Quellen: Fotografische Sammlung Museum Folkwang, Essen, Nachlass.
Werke: Taha, d. ägyptische Eseljunge, 1963; Baden-Baden. Mit Beiträgen von Werner Bergengruen u. a., 1968; Schloss Nymphenburg, 1972; (mit Helmuth Hartmann), Sicht u. Zuversicht, 1984; Gegenüberstellung, Porträts über die Zeit, 1988. – Fotobeiträge (Auswahl) in: Eugen Bargatzky, Baden-Baden u. seine Umgebung, 1953; Otto Mahler, Der Stadtwald von Baden-Baden, 1954; Ernst Schlapper, Leopold Zahn zum 70. Geburtstag, 1960; Peter Hoch in: du, Kult. Monatsschr. 1962, 21; Gert Haedecke, Baden-Baden, 1980.
Nachweis: Bildnachweise: Baden-Badener Tribüne, Oktoberheft 1970, 11.

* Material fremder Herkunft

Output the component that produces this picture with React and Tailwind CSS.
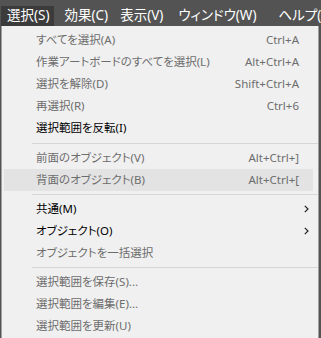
import React from "react";

const font = { fontFamily: '"Noto Sans", "Noto Sans CJK JP", sans-serif', fontFeatureSettings: '"palt"' };

function Item({ label, shortcut, enabled, arrow, hover }) {
  return (
    <div className={"flex h-[22px] items-center ml-[2px] mr-[5px] " + (hover ? "bg-[#e3e3e3]" : "")}>
      <div className={"flex-1 pl-[32px] text-[11.5px] leading-none whitespace-nowrap " + (enabled ? "text-black" : "text-[#6d6d6d]")}>{label}</div>
      {shortcut && <div className="text-[11.5px] leading-none text-[#6d6d6d] pr-[14px] whitespace-nowrap">{shortcut}</div>}
      {arrow && (
        <svg width="5" height="8" viewBox="0 0 5 8" className="mr-[4px]">
          <path d="M0.8 0.8 L4 4 L0.8 7.2" fill="none" stroke="#222" strokeWidth="1.2" />
        </svg>
      )}
    </div>
  );
}

function Sep({ tall }) {
  return (
    <div className={(tall ? "h-[8px]" : "h-[7px]") + " flex items-center pl-[30px]"}>
      <div className="h-px w-full bg-[#d6d6d6]" />
    </div>
  );
}

export default function App() {
  return (
    <div className="w-[321px] h-[338px] bg-[#535353] overflow-hidden" style={font}>
      <div className="h-[26px] flex items-end text-[13.5px] leading-none text-white whitespace-nowrap">
        <div className="ml-[1px] h-[20px] pl-[6px] pr-[4px] bg-[#3b3b3b] flex items-center shrink-0">選択(S)</div>
        <div className="pl-[11px] pr-[6px] h-[20px] flex items-center shrink-0">効果(C)</div>
        <div className="pl-[6px] pr-[6px] h-[20px] flex items-center shrink-0">表示(V)</div>
        <div className="pl-[9px] pr-[8px] h-[20px] flex items-center shrink-0">ウィンドウ(W)</div>
        <div className="pl-[14px] pr-[6px] h-[20px] flex items-center shrink-0">ヘルプ(H)</div>
      </div>
      <div className="ml-px w-[318px] h-[312px] bg-[#f0f0f0] border-l border-r border-[#a0a0a0] pt-[3px]">
        <Item label="すべてを選択(A)" shortcut="Ctrl+A" />
        <Item label="作業アートボードのすべてを選択(L)" shortcut="Alt+Ctrl+A" />
        <Item label="選択を解除(D)" shortcut="Shift+Ctrl+A" />
        <Item label="再選択(R)" shortcut="Ctrl+6" />
        <Item label="選択範囲を反転(I)" enabled />
        <Sep tall />
        <Item label="前面のオブジェクト(V)" shortcut="Alt+Ctrl+]" />
        <Item label="背面のオブジェクト(B)" shortcut="Alt+Ctrl+[" hover />
        <Sep />
        <Item label="共通(M)" enabled arrow />
        <Item label="オブジェクト(O)" enabled arrow />
        <Item label="オブジェクトを一括選択" />
        <Sep />
        <Item label="選択範囲を保存(S)..." />
        <Item label="選択範囲を編集(E)..." />
        <Item label="選択範囲を更新(U)" />
      </div>
    </div>
  );
}
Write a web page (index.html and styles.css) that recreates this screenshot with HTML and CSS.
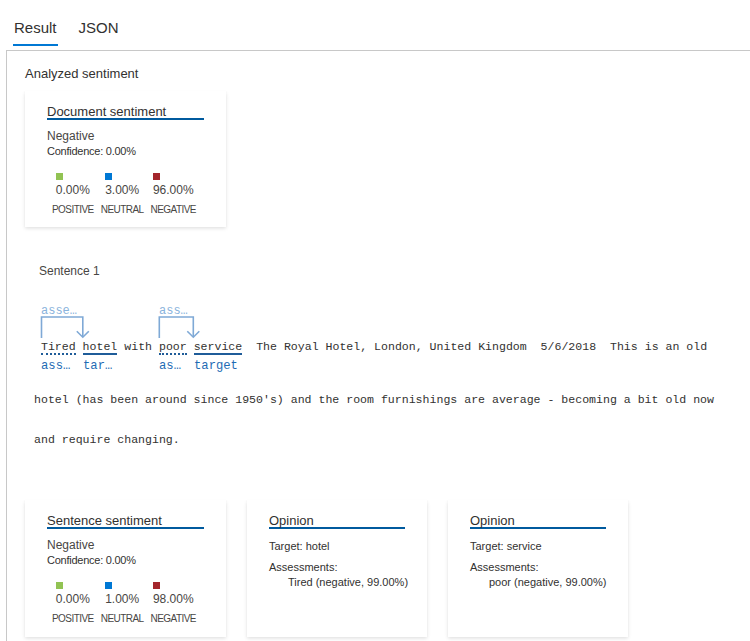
FILE: index.html
```html
<!DOCTYPE html>
<html>
<head>
<meta charset="utf-8">
<link rel="stylesheet" href="styles.css">
</head>
<body>
<div class="tabs">
  <div class="tab active">Result</div>
  <div class="tab">JSON</div>
</div>
<div class="panel">
  <div class="heading">Analyzed sentiment</div>
  <div class="card sent-card">
    <div class="card-title">Document sentiment</div>
    <div class="label-main">Negative</div>
    <div class="confidence">Confidence: 0.00%</div>
    <div class="scores">
      <div class="score"><div class="score-top"><span class="sq pos"></span><span class="val">0.00%</span></div><div class="score-label">POSITIVE</div></div>
      <div class="score"><div class="score-top"><span class="sq neu"></span><span class="val">3.00%</span></div><div class="score-label">NEUTRAL</div></div>
      <div class="score"><div class="score-top"><span class="sq neg"></span><span class="val">96.00%</span></div><div class="score-label">NEGATIVE</div></div>
    </div>
  </div>

  <div class="sentence">
    <div class="sentence-label">Sentence 1</div>
    <div class="annotated">
      <svg class="brackets" width="200" height="40" viewBox="0 0 200 40">
        <g fill="none" stroke="#7fa9d6" stroke-width="1.6">
          <polyline points="7.5,38 7.5,17 48.8,17 48.8,37"/>
          <polyline points="42.8,31.2 48.8,37.2 54.8,31.2"/>
          <polyline points="125.3,38 125.3,17 159.3,17 159.3,37"/>
          <polyline points="153.3,31.2 159.3,37.2 165.3,31.2"/>
        </g>
      </svg>
      <span class="above a1">asse…</span>
      <span class="above a2">ass…</span>
      <div class="line first"> <span class="w dotted">Tired</span> <span class="w solid">hotel</span> with <span class="w dotted">poor</span> <span class="w solid">service</span>  The Royal Hotel, London, United Kingdom  5/6/2018  This is an old</div>
      <span class="below b1">ass…</span>
      <span class="below b2">tar…</span>
      <span class="below b3">as…</span>
      <span class="below b4">target</span>
    </div>
    <div class="line">hotel (has been around since 1950's) and the room furnishings are average - becoming a bit old now</div>
    <div class="line">and require changing.</div>
  </div>

  <div class="cards-row">
    <div class="card sent-card">
      <div class="card-title">Sentence sentiment</div>
      <div class="label-main">Negative</div>
      <div class="confidence">Confidence: 0.00%</div>
      <div class="scores">
        <div class="score"><div class="score-top"><span class="sq pos"></span><span class="val">0.00%</span></div><div class="score-label">POSITIVE</div></div>
        <div class="score"><div class="score-top"><span class="sq neu"></span><span class="val">1.00%</span></div><div class="score-label">NEUTRAL</div></div>
        <div class="score"><div class="score-top"><span class="sq neg"></span><span class="val">98.00%</span></div><div class="score-label">NEGATIVE</div></div>
      </div>
    </div>
    <div class="card op-card">
      <div class="card-title">Opinion</div>
      <div class="op-target">Target: hotel</div>
      <div class="op-assess">Assessments:</div>
      <div class="op-item">Tired (negative, 99.00%)</div>
    </div>
    <div class="card op-card">
      <div class="card-title">Opinion</div>
      <div class="op-target">Target: service</div>
      <div class="op-assess">Assessments:</div>
      <div class="op-item">poor (negative, 99.00%)</div>
    </div>
  </div>
</div>
</body>
</html>
```
FILE: styles.css
```css
html, body {
  margin: 0;
  padding: 0;
  overflow: hidden;
  background: #fff;
}
body {
  font-family: "Segoe UI", "Liberation Sans", Arial, sans-serif;
  color: #323130;
  width: 750px;
  height: 641px;
}
.tabs {
  display: flex;
  height: 50px;
  padding-left: 13px;
  box-sizing: border-box;
}
.tab {
  font-size: 15px;
  line-height: 20px;
  padding: 18px 1px 6px;
  border-bottom: 2px solid transparent;
  height: 20px;
  color: #323130;
}
.tab + .tab {
  margin-left: 20px;
}
.tab.active {
  border-bottom-color: #0078d4;
}
.panel {
  margin-left: 6px;
  border-top: 1px solid #c8c8c8;
  border-left: 1px solid #c8c8c8;
  padding: 14px 0 40px 18px;
  min-height: 620px;
}
.heading {
  font-size: 13px;
  line-height: 18px;
  color: #323130;
}
.card {
  background: #fff;
  box-shadow: 0 1.6px 3.6px 0 rgba(0,0,0,0.13), 0 0.3px 0.9px 0 rgba(0,0,0,0.11);
  box-sizing: border-box;
  padding: 0 22px 10px;
}
.sent-card {
  width: 201px;
  height: 136px;
  margin-top: 8px;
}
.card-title {
  font-size: 13px;
  line-height: 13px;
  padding-top: 14px;
  height: 13px;
  border-bottom: 2px solid #005a9e;
  color: #323130;
  white-space: nowrap;
}
.label-main {
  font-size: 12px;
  line-height: 16px;
  margin-top: 8px;
  color: #484644;
}
.confidence {
  font-size: 11px;
  line-height: 14px;
  letter-spacing: -0.25px;
  color: #323130;
}
.scores {
  display: flex;
  gap: 7px;
  margin-top: 15px;
  margin-left: 5px;
}
.score {
  display: flex;
  flex-direction: column;
  align-items: center;
}
.score-top {
  display: flex;
  flex-direction: column;
  align-items: flex-start;
}
.sq {
  width: 7px;
  height: 7px;
  display: block;
}
.sq.pos { background: #92c353; }
.sq.neu { background: #0078d4; }
.sq.neg { background: #a4262c; }
.val {
  font-size: 12px;
  line-height: 16px;
  margin-top: 2px;
  color: #484644;
}
.score-label {
  font-size: 10px;
  line-height: 14px;
  margin-top: 5px;
  letter-spacing: -0.55px;
  color: #484644;
  white-space: nowrap;
}
.sentence {
  margin-left: 9px;
  margin-top: 36px;
}
.sentence-label {
  font-size: 12px;
  line-height: 16px;
  padding-left: 5px;
  color: #484644;
}
.annotated {
  position: relative;
  margin-top: 21px;
  padding-top: 27px;
  margin-bottom: 13px;
}
.brackets {
  position: absolute;
  left: 0;
  top: 0;
}
.line {
  font-family: "Liberation Mono", "DejaVu Sans Mono", monospace;
  font-size: 11.57px;
  line-height: 40px;
  height: 40px;
  white-space: pre;
  color: #323130;
}
.w.solid {
  border-bottom: 2px solid #1f5c99;
}
.w.dotted {
  border-bottom: 2px dotted #1f5c99;
}
.above, .below {
  position: absolute;
  font-family: "Liberation Mono", "DejaVu Sans Mono", monospace;
  white-space: pre;
  line-height: 14px;
}
.above {
  top: 4px;
  font-size: 12px;
  color: #8ab3dc;
}
.a1 { left: 7px; }
.a2 { left: 125px; }
.below {
  top: 59px;
  font-size: 12.2px;
  color: #1f6cb4;
}
.b1 { left: 7px; }
.b2 { left: 49px; }
.b3 { left: 125px; }
.b4 { left: 160px; }
.cards-row {
  display: flex;
  gap: 21px;
  margin-top: 40px;
}
.cards-row .sent-card {
  margin-top: 0;
  height: 137px;
}
.op-card {
  width: 180px;
  height: 137px;
}
.op-target {
  font-size: 11px;
  line-height: 14px;
  margin-top: 10px;
  color: #323130;
}
.op-assess {
  font-size: 11px;
  line-height: 14px;
  margin-top: 7px;
  color: #323130;
}
.op-item {
  font-size: 11px;
  line-height: 14px;
  margin-top: 1px;
  padding-left: 19px;
  color: #323130;
  white-space: nowrap;
}
```
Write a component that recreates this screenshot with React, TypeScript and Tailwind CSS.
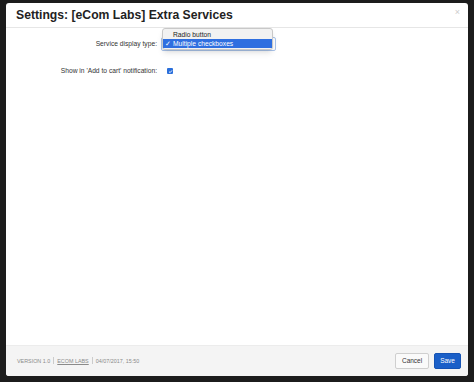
import React from 'react';

export default function App() {
  return (
    <div
      className="w-[474px] h-[382px] bg-[#1c1c1c] pt-[3px] pl-[6px] overflow-hidden"
      style={{ fontFamily: '"Liberation Sans", Arial, sans-serif' }}
    >
      <div className="relative w-[462px] h-[373px] bg-white rounded-[3px] flex flex-col overflow-hidden">
        {/* Header */}
        <div className="h-[25px] border-b border-[#e6e6e6] flex items-center pl-[10px] pr-[8px] shrink-0">
          <h1 className="text-[12.2px] font-bold text-[#222] leading-none">Settings: [eCom Labs] Extra Services</h1>
          <span className="ml-auto text-[9px] text-[#ccc] self-start mt-[3px]">×</span>
        </div>

        {/* Body */}
        <div className="flex-1 pt-[9px]">
          <div className="flex items-center h-[14px]">
            <label className="w-[155px] text-right text-[6.7px] text-[#333] pr-[4px]">Service display type:</label>
            <div className="relative w-[115px] h-[14px] border border-[#aac4ea] rounded-[2px] bg-white flex items-center justify-end pr-[2px]">
              <span className="text-[5px] text-[#555] leading-none flex flex-col">
                <span>▴</span>
                <span>▾</span>
              </span>
              {/* open dropdown */}
              <div className="absolute left-[0px] top-[-10px] w-[111px] bg-[#f2f2f2] border border-[#c8c8c8] rounded-[3px] shadow-md py-[1px] text-[6.7px] leading-[9px]">
                <div className="pl-[10px] text-[#222]">Radio button</div>
                <div className="bg-[#2f6fe0] text-white pl-[2px] flex">
                  <span className="w-[8px]">✓</span>
                  <span>Multiple checkboxes</span>
                </div>
              </div>
            </div>
          </div>

          <div className="flex items-center h-[14px] mt-[13px]">
            <label className="w-[161px] text-right text-[6.7px] text-[#333] pr-[10px]">Show in 'Add to cart' notification:</label>
            <span className="w-[6px] h-[6px] rounded-[1px] bg-[#2a6fdb] flex items-center justify-center">
              <svg viewBox="0 0 10 10" className="w-[5px] h-[5px]">
                <path d="M2 5.2 L4.2 7.3 L8 2.8" stroke="white" strokeWidth="1.8" fill="none" />
              </svg>
            </span>
          </div>
        </div>

        {/* Footer */}
        <div className="h-[31px] bg-[#f4f4f4] border-t border-[#ececec] flex items-center pl-[11px] pr-[7px] shrink-0">
          <div className="flex items-center text-[5.4px] uppercase text-[#8a8a8a] gap-[3px]">
            <span>Version 1.0</span>
            <span className="w-px h-[7px] bg-[#ccc]"></span>
            <span className="underline">eCom Labs</span>
            <span className="w-px h-[7px] bg-[#ccc]"></span>
            <span>04/07/2017, 15:50</span>
          </div>
          <div className="ml-auto flex items-center gap-[5px]">
            <button className="h-[16px] px-[6px] bg-[#fafafa] border border-[#cfcfcf] rounded-[2px] text-[6.5px] text-[#333]">Cancel</button>
            <button className="h-[16px] px-[5px] bg-[#1a5fc8] border border-[#1553b4] rounded-[2px] text-[6.5px] text-white">Save</button>
          </div>
        </div>
      </div>
    </div>
  );
}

Literatur: Leopold Zahn, Mensch u. Welt, 1969; Museum Folkwang Essen, Die Sammlung Otto Steinert, 1985 2. Aufl., 81, 134; Manfred Schmalriede, F. Schlapper Menschenbilder, 1995; Sandra Ullrichskötter, F. Schlapper Porträtfotografie 1952-1997, 2004. – Zeitungen: BNN vom 9.6.1973, 13.11.1995 u. 15.3.2000; FAZ vom 20.7.1974, 10.3.2000 u. 5.8.2004; Bad. Tagbl. vom 5.10.1981, 14.7.1983, 14.3.2000 u. 13.9.2004.